On April 30, 1997, the Company acquired 13 apartment communities containing
2,260 units and one office building (the "Winton Properties"). In May 1997, the
Company acquired two apartment communities totalling 526 units and sold its
investment in joint ventures. At June 30, 1997, the Company owned 36 apartment
communities with a total of 6,347 units and an office building. As the Company
acquired these new properties throughout the quarter, its operating results for
the quarter ended June 30, 1997 include only a partial quarter's operating
results of the new properties acquired. Their full quarterly results will be
reflected in the quarter ending September 30, 1997.
In connection with the acquisition of the Winton Properties, on April
30, 1997, the Company also acquired (i) Winton Associates (the property
management company for the Winton Properties), (ii) Pima Realty Advisors, Inc.
(the Company's Property Manager) and (iii) Pima Mortgage L.P. (the Company's
Manager).
In June 1997, the Company sold all its remaining mortgage assets for
$13,350,000 for a gain of $10,970,000. For the six months ended June 30, 1997,
the Company received $22,277,000 from the mortgage assets.
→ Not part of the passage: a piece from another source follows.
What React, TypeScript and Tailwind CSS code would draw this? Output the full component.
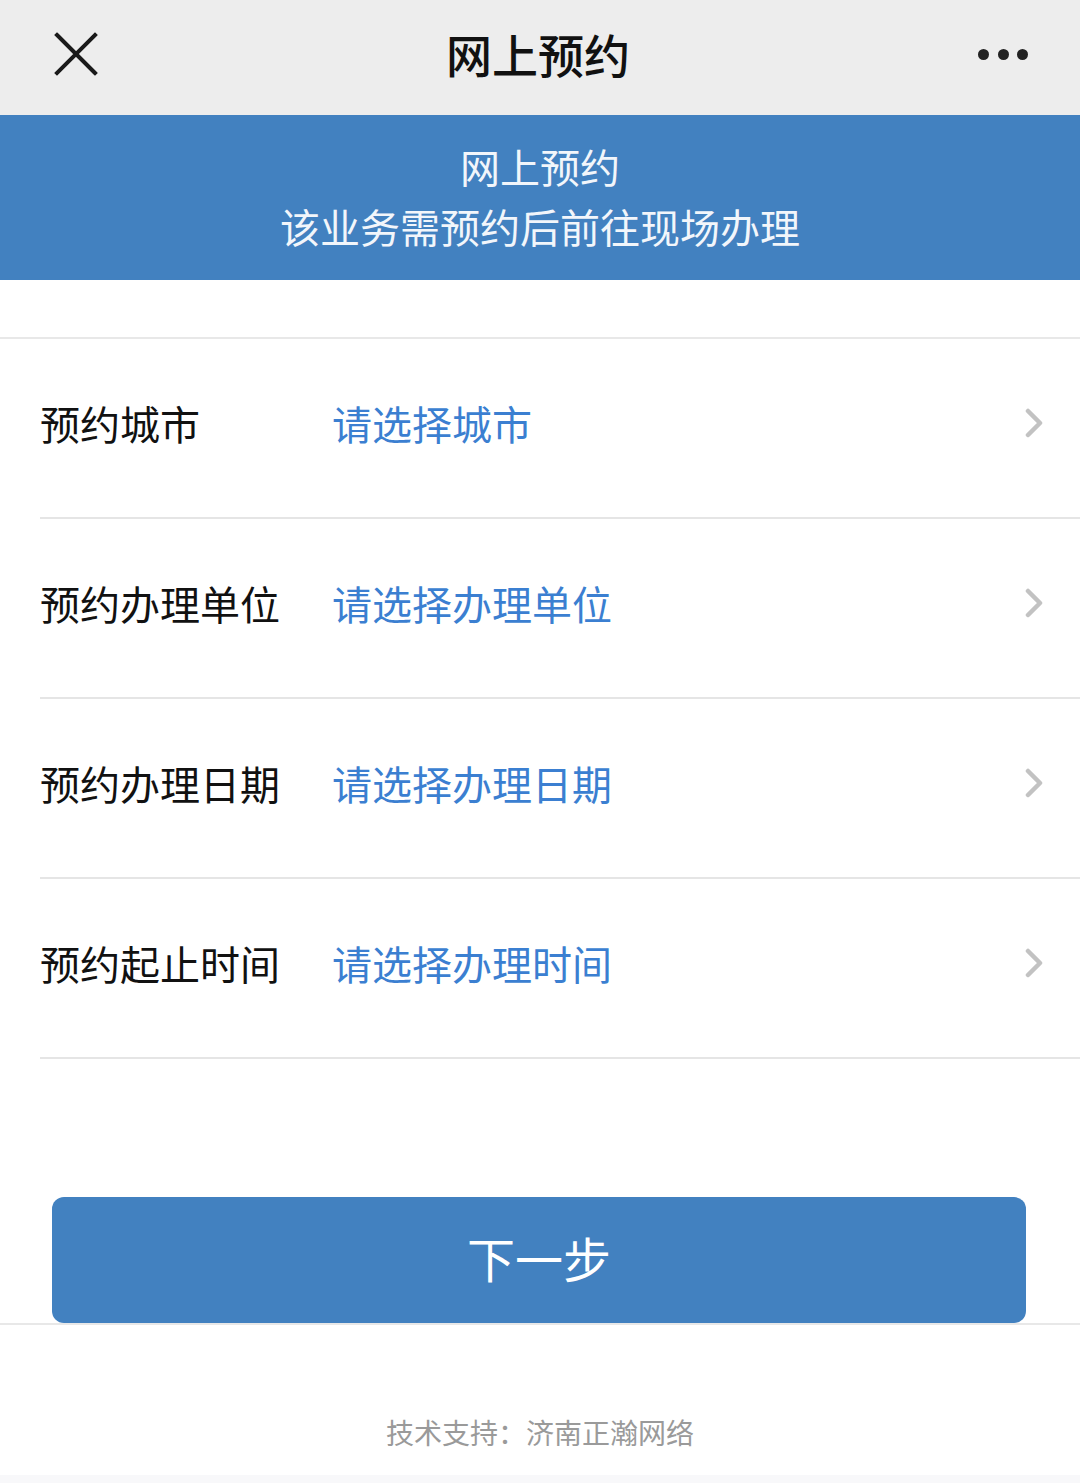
const rows = [
	{ label: '预约城市', value: '请选择城市' },
	{ label: '预约办理单位', value: '请选择办理单位' },
	{ label: '预约办理日期', value: '请选择办理日期' },
	{ label: '预约起止时间', value: '请选择办理时间' },
]

export default function App() {
	return (
		<div className="flex min-h-[1483px] w-[1080px] flex-col bg-white font-['Noto_Sans_CJK_SC',sans-serif]">
			{/* nav bar */}
			<div className="flex h-[115px] items-center justify-between bg-[#ededed] pl-[54px] pr-[52px]">
				<svg className="mt-[-8px] h-[44px] w-[44px]" viewBox="0 0 44 44" fill="none" stroke="#1a1a1a" strokeWidth="4" strokeLinecap="square">
					<path d="M3 3 L41 41 M41 3 L3 41" />
				</svg>
				<div className="mt-[-8px] text-[46px] font-medium text-[#111]">网上预约</div>
				<div className="mt-[-6px] flex w-[50px] items-center justify-between">
					<span className="h-[11px] w-[11px] rounded-full bg-[#222]" />
					<span className="h-[11px] w-[11px] rounded-full bg-[#222]" />
					<span className="h-[11px] w-[11px] rounded-full bg-[#222]" />
				</div>
			</div>

			{/* banner */}
			<div className="flex h-[165px] flex-col items-center justify-center gap-[4px] bg-[#4281c0] pb-[4px] text-[40px] leading-[56px] text-[#f2f6fb]">
				<div>网上预约</div>
				<div>该业务需预约后前往现场办理</div>
			</div>

			<div className="h-[57px]" />

			<div className="border-t-2 border-[#e8e8e8]">
				{rows.map(row => (
					<div key={row.label} className="ml-[40px] flex h-[180px] items-center border-b-2 border-[#e5e5e5] pb-[10px] pr-[36px]">
						<div className="w-[292px] text-[40px] text-[#111]">{row.label}</div>
						<div className="flex-1 text-[40px] text-[#3b7fd1]">{row.value}</div>
						<svg className="h-[30px] w-[20px]" viewBox="0 0 20 30" fill="none" stroke="#c2c2c2" strokeWidth="4.5" strokeLinecap="round" strokeLinejoin="round">
							<path d="M4 3 L16 15 L4 27" />
						</svg>
					</div>
				))}
			</div>

			<div className="h-[138px]" />

			<div className="border-b-2 border-[#e8e8e8]">
				<button className="mx-[52px] flex h-[126px] w-[974px] items-center justify-center rounded-[12px] bg-[#4281c0] pb-[6px] text-[48px] text-white">
					下一步
				</button>
			</div>

			<div className="flex h-[150px] items-end justify-center pb-[22px] text-[28px] text-[#9a9a9a]">技术支持：济南正瀚网络</div>
			<div className="flex-1 bg-[#f8f8fa]" />
		</div>
	)
}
The Company plans to
invest a majority of this amount in additional apartment communities. As a
result of the sale of all of its mortgage assets, the Company will not realize
any mortgage asset cash flows or income in future periods.
14
<PAGE>
ASR INVESTMENTS CORPORATION
MANAGEMENT'S DISCUSSION AND ANALYSIS
For the Quarters and Six Months Ended June 30, 1997 and 1996
Results of Operations
Comparison of Quarters Ended June 30, 1997 and 1996
Real Estate Operations - Real estate operating income and expenses
increased substantially primarily due to acquisitions made on April 30, 1997.
Below are the operating results of the new communities for the period owned by
the Company during the second quarter of 1997 (in thousands):
Rental and other income $ 3,432
Property management income 46
--------
Total real estate revenues 3,478
--------
Operating & maintenance expenses 1,166
Property management expenses 63
Real estate taxes & insurance expenses 451
Interest expense 1,072
Depreciation expense 683
--------
Total real estate operating expenses 3,435
--------
Income from real estate $ 43
========
On the "same store" basis (i.e., for properties owned by the Company
during the second quarter of 1996), the Company realized (i) an increase of
$65,000 in rental income (primarily in the Houston market) and (ii) an increase
of $29,000 in operating expenses (primarily in the Albuquerque market). As a
result of the sale of the Company's interest in joint ventures, income from the
joint ventures decreased by $16,000.
The gain on sale of real estate of $474,000 resulted from the sale of
the Company's interest in the joint ventures in May of 1997. The Company had no
sales of real estate in 1996.
Mortgage Assets - Prospective yield income decreased due to the
decrease in the mortgage asset balance as a result of amortization and
redemptions and to the sale of the entire mortgage asset portfolio in June 1997.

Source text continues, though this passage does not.